Natsuhara is no stranger to taking risks and applying for jobs cold, without networks or contacts. He was a career Senior Executive Service employee when he filed a resume for the White House appointment to his current Navy position, he said, and got it without knowing anyone in the administration. The same was true for his previous SES job at the National Oceanic and Atmospheric Administration.
His appointment with the Navy is both a dream job and a challenge he never expected, Natsuhara said. He recently worked with Defense and State department officials and their Japanese counterparts to develop the new Pacific posture for the Marine Corps.
“It was a very meaningful and big initiative,” he said, adding that the multi-billion dollar program will span many years once it clears Congress. “It was an amazing thing to be a part of. That’s something I could never have imagined when I was growing up.”
Now, he encourages other Asian-Americans to challenge themselves and reach for high-level positions with the government and to never give up.
“If you want to be an SES, you might try 20 to 30 times,” he said he tells them, “but you might get it the 26th time.”
While Asian-Americans might fear some prejudice, Natsuhara said he was never confronted with discrimination during his career, except for a few minor incidents he remembers with a laugh.
While on active duty, he was often mistaken for a Japanese naval officer. And once while shopping in a Navy exchange dressed in civilian clothes, he said, a security guard told him and his wife the exchange was only for “authorized patrons.”
“We said, ‘Yes, we knew that,’ and showed him our IDs,” Natsuhara said. “He thought we were Japanese tourists who were lost.”
Even today, Natsuhara said, he is sometimes assumed to be a staffer when he’s in his own office or seated at the head of his conference table, he said.
“I recognize that I’m fairly unique, and there haven’t been that many Asians in these positions, so a lot of people assume I’m just part of the staff,” he said, recalling several times when visiting officials mistakenly briefed a staff member instead of him.
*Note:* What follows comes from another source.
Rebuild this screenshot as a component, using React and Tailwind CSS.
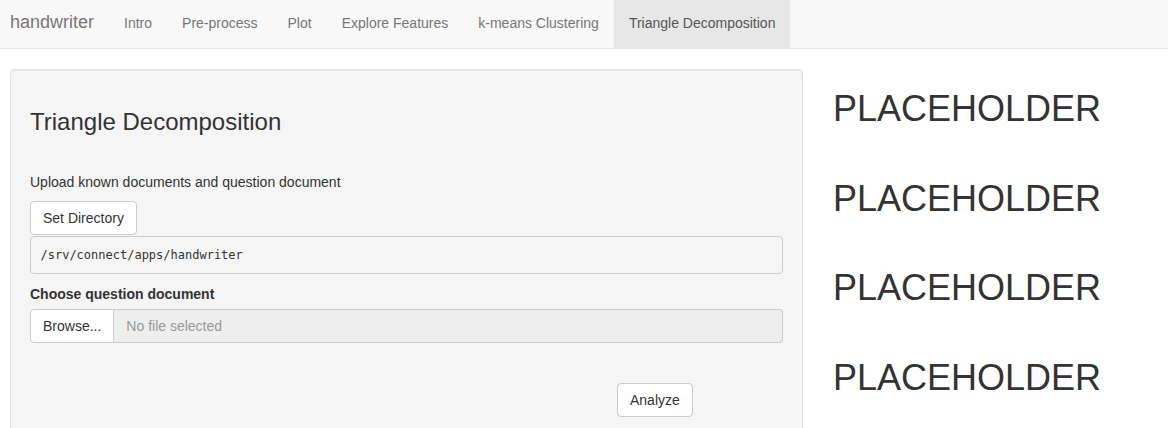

One was a local elected official who approached Natsuhara’s captain instead. “She began to brief him, and he told her, ‘You really need to brief Mr. Natsuhara, because he’s my boss,’” he said, laughing.
“I tell people it just takes time,” he said. “It’s educating folks and getting people used to others, whether female, black, Hispanic or Asian.”
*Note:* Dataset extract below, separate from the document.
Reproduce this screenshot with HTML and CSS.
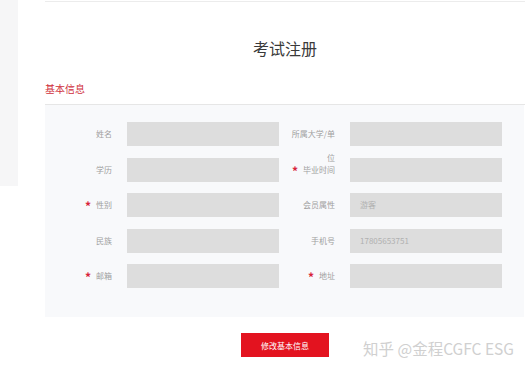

Natsuhara said he tells junior Asian officers that the military is one of the nation’s fairest organizations. “It’s on merit,” he said. “The system works very well if you work hard and do the right things. The military looks at how you did your job.”
His chain of command always treated him like anyone else, Natsuhara said. “I was fortunate that I always had very fair, open-minded leaders and mentors in the Navy.” Still, he added, being Asian-American has its challenges.
“Asians haven’t gotten to the point where we don’t get a second look,” he said. “It takes time, and I don’t see that as a negative. I do think more Asians need to take advantage of the military, because it’s a great opportunity.”